[EXERCISE]: Gather all lines in the entries that include the word "Output".

[RECORDS SHOWN]:

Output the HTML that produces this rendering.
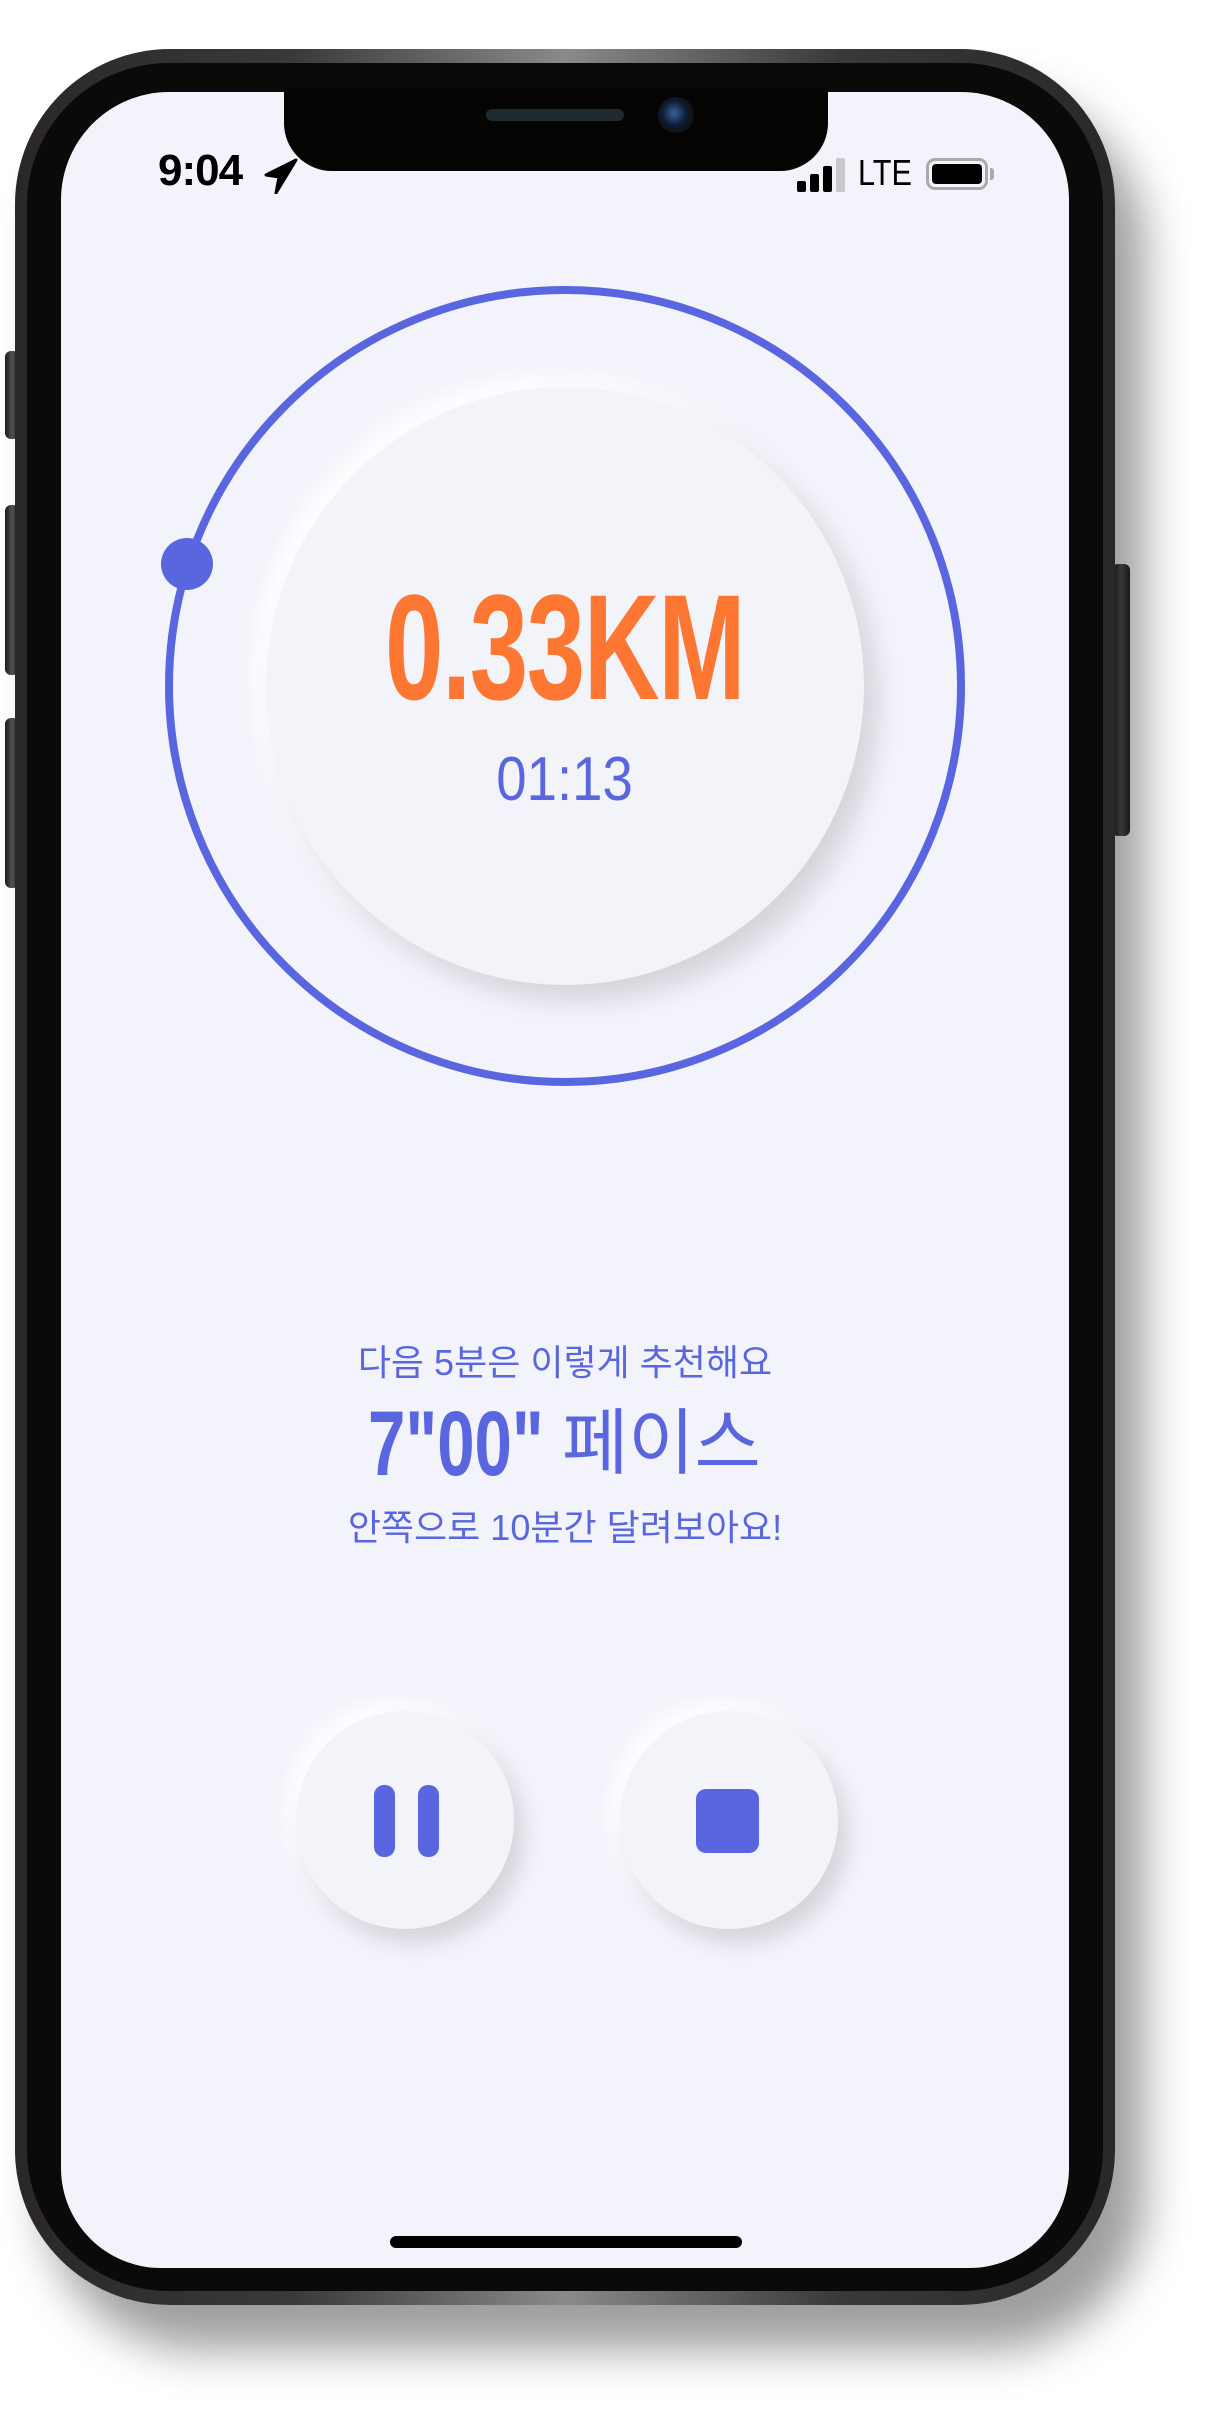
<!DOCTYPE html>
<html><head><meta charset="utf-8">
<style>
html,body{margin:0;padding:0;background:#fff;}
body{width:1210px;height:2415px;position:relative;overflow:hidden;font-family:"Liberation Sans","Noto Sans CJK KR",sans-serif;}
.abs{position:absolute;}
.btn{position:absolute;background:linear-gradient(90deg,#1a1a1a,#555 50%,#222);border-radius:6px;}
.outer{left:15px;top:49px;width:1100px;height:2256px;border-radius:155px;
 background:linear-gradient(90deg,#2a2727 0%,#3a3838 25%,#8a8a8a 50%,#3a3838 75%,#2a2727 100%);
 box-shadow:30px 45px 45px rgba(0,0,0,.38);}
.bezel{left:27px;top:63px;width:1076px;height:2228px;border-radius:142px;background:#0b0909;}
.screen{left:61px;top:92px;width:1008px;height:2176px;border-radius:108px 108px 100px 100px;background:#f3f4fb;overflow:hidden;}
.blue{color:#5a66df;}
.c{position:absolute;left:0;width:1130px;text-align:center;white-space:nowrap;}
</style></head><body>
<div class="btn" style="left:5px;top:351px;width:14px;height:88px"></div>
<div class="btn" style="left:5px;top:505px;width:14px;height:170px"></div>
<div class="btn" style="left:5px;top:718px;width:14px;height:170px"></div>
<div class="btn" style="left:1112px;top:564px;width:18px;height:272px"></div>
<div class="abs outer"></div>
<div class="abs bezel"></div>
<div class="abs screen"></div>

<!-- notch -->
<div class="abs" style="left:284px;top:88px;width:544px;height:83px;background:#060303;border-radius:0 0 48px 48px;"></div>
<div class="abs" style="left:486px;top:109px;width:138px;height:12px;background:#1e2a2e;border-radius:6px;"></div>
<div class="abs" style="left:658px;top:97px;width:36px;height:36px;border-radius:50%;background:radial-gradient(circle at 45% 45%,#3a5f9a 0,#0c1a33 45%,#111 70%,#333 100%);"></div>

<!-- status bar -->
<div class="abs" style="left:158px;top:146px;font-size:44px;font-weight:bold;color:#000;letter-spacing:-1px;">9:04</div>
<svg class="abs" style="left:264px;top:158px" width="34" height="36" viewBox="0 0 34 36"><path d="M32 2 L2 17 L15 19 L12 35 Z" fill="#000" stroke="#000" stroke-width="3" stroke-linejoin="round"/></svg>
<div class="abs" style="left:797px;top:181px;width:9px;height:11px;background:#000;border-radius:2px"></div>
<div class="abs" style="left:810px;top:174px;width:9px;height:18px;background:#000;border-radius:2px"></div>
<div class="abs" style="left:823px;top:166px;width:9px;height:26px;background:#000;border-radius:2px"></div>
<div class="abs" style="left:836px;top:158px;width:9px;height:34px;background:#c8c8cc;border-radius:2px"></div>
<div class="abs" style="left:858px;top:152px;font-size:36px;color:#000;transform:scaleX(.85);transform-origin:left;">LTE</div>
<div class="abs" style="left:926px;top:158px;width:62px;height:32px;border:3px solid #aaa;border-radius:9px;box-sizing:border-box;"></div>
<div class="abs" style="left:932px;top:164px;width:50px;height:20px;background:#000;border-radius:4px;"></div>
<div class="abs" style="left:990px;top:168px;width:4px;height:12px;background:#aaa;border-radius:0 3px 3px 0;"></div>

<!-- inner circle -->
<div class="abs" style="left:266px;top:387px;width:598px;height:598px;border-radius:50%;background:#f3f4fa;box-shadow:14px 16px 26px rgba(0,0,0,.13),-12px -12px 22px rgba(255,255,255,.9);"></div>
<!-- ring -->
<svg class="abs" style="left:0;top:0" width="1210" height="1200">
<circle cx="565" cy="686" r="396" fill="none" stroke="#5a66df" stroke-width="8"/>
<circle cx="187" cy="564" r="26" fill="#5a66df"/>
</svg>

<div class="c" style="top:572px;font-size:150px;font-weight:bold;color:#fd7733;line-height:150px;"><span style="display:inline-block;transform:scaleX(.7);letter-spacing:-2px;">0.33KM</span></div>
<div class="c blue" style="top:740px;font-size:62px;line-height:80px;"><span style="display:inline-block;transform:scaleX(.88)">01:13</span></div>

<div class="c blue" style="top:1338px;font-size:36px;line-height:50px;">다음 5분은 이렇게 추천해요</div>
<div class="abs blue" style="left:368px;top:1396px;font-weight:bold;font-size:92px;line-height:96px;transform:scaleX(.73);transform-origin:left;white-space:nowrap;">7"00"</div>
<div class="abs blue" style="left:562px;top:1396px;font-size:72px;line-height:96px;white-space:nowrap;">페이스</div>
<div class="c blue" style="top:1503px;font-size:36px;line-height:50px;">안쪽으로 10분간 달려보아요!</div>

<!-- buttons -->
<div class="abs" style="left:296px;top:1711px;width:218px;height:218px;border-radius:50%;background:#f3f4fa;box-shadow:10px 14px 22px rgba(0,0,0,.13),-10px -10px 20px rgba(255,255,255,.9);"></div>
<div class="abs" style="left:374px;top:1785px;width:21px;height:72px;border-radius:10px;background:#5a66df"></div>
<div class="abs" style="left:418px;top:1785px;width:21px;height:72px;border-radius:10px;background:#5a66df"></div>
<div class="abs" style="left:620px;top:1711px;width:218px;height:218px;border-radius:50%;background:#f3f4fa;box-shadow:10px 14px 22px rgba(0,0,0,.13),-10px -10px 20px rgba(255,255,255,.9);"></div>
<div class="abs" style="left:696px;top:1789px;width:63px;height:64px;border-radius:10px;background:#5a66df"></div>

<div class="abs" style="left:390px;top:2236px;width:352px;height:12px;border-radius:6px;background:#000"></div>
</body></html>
==
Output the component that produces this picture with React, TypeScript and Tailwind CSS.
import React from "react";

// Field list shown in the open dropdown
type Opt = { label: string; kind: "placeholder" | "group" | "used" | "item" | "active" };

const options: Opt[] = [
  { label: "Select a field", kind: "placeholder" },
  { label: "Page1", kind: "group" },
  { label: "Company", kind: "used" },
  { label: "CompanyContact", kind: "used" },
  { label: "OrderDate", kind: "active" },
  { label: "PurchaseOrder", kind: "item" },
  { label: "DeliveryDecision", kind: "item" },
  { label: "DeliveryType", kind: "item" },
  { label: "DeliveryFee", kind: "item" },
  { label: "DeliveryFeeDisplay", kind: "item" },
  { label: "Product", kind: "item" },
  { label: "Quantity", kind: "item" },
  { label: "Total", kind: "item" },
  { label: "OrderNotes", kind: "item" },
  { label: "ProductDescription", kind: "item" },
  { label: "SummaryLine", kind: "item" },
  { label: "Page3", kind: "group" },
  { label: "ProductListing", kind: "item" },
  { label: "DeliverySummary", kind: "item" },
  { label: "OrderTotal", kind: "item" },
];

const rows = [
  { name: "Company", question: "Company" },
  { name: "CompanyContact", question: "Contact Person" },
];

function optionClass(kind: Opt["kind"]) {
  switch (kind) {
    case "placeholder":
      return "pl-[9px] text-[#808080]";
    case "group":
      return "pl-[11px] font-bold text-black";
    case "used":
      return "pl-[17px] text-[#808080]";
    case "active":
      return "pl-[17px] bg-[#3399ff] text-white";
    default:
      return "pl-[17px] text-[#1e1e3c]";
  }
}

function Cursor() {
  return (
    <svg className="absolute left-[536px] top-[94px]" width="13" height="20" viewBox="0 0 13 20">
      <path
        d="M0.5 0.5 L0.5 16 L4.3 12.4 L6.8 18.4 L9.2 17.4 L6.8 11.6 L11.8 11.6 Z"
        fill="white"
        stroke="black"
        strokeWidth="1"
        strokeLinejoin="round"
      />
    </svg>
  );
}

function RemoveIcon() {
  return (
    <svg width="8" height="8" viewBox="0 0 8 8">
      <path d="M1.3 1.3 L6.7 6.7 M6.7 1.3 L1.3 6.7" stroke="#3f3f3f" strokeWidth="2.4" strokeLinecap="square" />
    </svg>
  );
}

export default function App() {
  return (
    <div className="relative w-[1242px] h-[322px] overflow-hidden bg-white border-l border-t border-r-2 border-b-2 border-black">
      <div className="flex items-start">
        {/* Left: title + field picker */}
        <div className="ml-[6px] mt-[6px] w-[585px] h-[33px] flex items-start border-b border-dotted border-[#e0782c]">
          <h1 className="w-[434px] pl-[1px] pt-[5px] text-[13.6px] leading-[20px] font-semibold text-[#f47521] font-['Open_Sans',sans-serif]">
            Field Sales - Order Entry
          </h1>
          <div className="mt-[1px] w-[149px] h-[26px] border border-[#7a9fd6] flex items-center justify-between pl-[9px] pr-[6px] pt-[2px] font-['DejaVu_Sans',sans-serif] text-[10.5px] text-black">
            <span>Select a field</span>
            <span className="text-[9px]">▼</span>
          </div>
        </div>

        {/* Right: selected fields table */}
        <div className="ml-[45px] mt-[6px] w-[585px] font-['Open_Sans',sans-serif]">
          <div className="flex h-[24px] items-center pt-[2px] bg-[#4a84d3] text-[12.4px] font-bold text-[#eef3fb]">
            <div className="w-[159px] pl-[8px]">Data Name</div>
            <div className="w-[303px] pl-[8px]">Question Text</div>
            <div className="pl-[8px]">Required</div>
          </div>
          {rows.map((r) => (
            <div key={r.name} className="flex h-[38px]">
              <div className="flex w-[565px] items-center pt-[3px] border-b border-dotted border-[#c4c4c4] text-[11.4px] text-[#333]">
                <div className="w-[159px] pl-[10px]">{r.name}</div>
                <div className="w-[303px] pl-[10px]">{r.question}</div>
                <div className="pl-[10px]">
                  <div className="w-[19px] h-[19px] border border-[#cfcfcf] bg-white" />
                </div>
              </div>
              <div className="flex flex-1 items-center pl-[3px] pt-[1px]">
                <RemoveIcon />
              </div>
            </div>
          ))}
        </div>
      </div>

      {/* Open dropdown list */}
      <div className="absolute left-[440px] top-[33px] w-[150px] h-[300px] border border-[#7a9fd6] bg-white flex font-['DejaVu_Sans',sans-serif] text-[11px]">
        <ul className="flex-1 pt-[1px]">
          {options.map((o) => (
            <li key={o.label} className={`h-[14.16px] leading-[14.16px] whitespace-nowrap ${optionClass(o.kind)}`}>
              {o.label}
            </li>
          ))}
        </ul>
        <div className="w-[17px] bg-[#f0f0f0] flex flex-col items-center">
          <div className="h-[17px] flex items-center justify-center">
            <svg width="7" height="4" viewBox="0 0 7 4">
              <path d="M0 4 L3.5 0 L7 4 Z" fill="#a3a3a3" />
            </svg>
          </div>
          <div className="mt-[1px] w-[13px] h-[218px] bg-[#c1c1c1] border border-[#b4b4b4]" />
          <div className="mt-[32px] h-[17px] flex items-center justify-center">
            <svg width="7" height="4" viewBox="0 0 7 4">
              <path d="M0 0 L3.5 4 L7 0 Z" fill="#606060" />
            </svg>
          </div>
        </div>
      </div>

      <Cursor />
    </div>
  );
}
...
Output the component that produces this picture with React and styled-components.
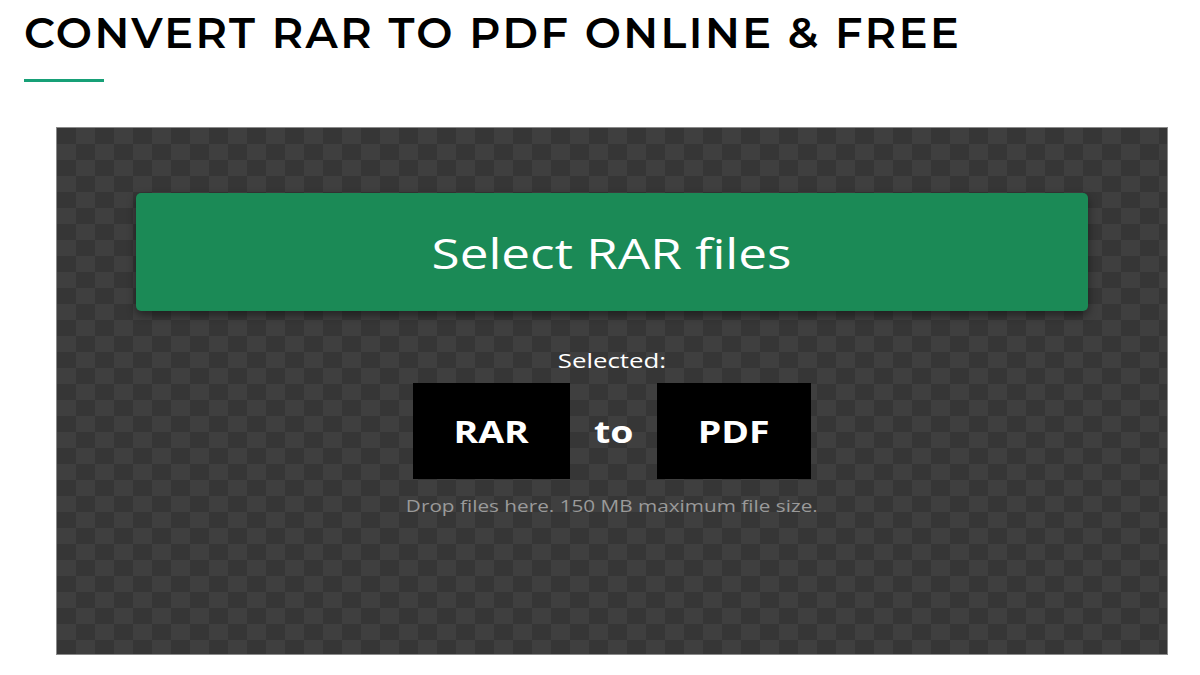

[RIGHT ANSWER]:
Output the HTML that produces this rendering.
Output the component that produces this picture with React, TypeScript and Tailwind CSS.
Output the component that produces this picture with React and styled-components.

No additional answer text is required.